Global Integration: Cross-Border Momentum

The report’s “Global Trends” section highlights RBI’s active participation in the G20 cross-border payments roadmap, including efforts to interlink UPI with fast-payment systems globally and to internationalise RuPay. These developments indicate India’s growing influence in shaping global payment standards and interoperability models.

Key Takeaways for the Financial Ecosystem

  1. Policy Institutionalisation: The transition to the Payments Regulatory Board (PRB) formalises oversight and ensures agility in governance.
  2. Retail Trust Reinforcement: Offline UPI, soundbox devices, and AFA relaxation enhance user trust, especially in Tier-3 to Tier-6 markets.
  3. Credit Inclusion: UPI’s evolution into a credit-delivery channel signals the next frontier of embedded finance.
  4. Competition Realignment: Traditional instruments like debit cards and PPIs are being redefined by instant, frictionless UPI ecosystems.
  5. Global Positioning: RBI’s international UPI linkages position India as a global influencer in low-cost payment interoperability.

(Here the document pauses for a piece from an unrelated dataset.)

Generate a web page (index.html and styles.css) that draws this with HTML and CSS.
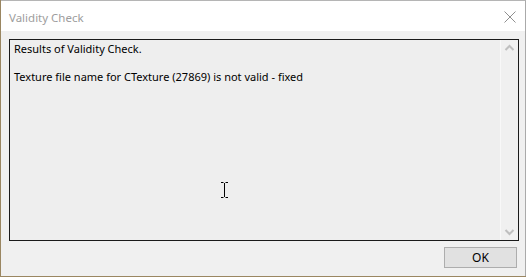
FILE: index.html
```html
<!DOCTYPE html>
<html>
<head>
<meta charset="utf-8">
<link rel="stylesheet" href="styles.css">
</head>
<body>
<div class="window">
  <div class="titlebar">
    <span class="title">Validity Check</span>
    <svg class="close" width="12" height="12" viewBox="0 0 12 12"><path d="M0.5 0.5L11.5 11.5M11.5 0.5L0.5 11.5" stroke="#8f8f8f" stroke-width="1" fill="none"/></svg>
  </div>
  <div class="client">
    <div class="textbox">
      <div class="text">
        <div class="line">Results of Validity Check.</div>
        <div class="line">&nbsp;</div>
        <div class="line">Texture file name for CTexture (27869) is not valid - fixed</div>
      </div>
      <div class="scrollbar">
        <svg width="17" height="17" viewBox="0 0 17 17"><path d="M4.5 10L8.5 6L12.5 10" stroke="#bfbfbf" stroke-width="2" fill="none"/></svg>
        <svg width="17" height="17" viewBox="0 0 17 17"><path d="M4.5 7L8.5 11L12.5 7" stroke="#bfbfbf" stroke-width="2" fill="none"/></svg>
      </div>
    </div>
    <div class="buttons">
      <div class="btn">OK</div>
    </div>
  </div>
  <svg class="ibeam" width="9" height="16" viewBox="0 0 9 16"><path d="M1 0.5H3.5M5.5 0.5H8M4.5 1V15M1 15.5H3.5M5.5 15.5H8" stroke="#000" stroke-width="1" fill="none"/></svg>
</div>
</body>
</html>
```
FILE: styles.css
```css
html, body {
  margin: 0;
  padding: 0;
}
body {
  background: #9a8661;
  width: 526px;
  height: 277px;
  overflow: hidden;
  font-family: "Noto Sans", "Liberation Sans", sans-serif;
}
.window {
  position: relative;
  margin-left: 1px;
  width: 525px;
  height: 276px;
  box-sizing: border-box;
  border-top: 1px solid #b5b5b5;
  border-right: 1px solid #aaaaaa;
  background: #f0f0f0;
  display: flex;
  flex-direction: column;
}
.titlebar {
  height: 30px;
  background: #ffffff;
  display: flex;
  align-items: center;
  justify-content: space-between;
  padding: 0 9px 0 8px;
  flex-shrink: 0;
}
.title {
  font-size: 11.5px;
  color: #9d9d9d;
  position: relative;
  top: 1px;
}
.close {
  display: block;
  margin-top: 2px;
}
.client {
  flex: 1;
  padding: 8px 6px 0 8px;
  display: flex;
  flex-direction: column;
}
.textbox {
  height: 202px;
  box-sizing: border-box;
  border: 1px solid #1a1a1a;
  background: #eeeeee;
  display: flex;
}
.text {
  flex: 1;
  padding: 2px 4px;
  font-size: 11px;
  line-height: 14px;
  color: #000;
}
.scrollbar {
  width: 17px;
  background: #f0f0f0;
  border-left: 1px solid #f8f8f8;
  display: flex;
  flex-direction: column;
  justify-content: space-between;
}
.scrollbar svg {
  display: block;
}
.buttons {
  display: flex;
  justify-content: flex-end;
  padding: 6px 2px 0 0;
}
.btn {
  width: 73px;
  height: 21px;
  box-sizing: border-box;
  border: 1px solid #adadad;
  background: #e1e1e1;
  font-size: 12px;
  color: #000;
  display: flex;
  align-items: center;
  justify-content: center;
}
.ibeam {
  position: absolute;
  left: 219px;
  top: 181px;
}
```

From Scale to StrategyThe Payment Systems Report, June 2025 is more than a statistical compendium, it is a reflection of India’s strategic transition from “financial inclusion” to “digital inclusion.” The numbers tell a story of scale; the policy measures reveal a vision one that aims to make India’s payment ecosystem not just the largest in the world, but also the most trusted.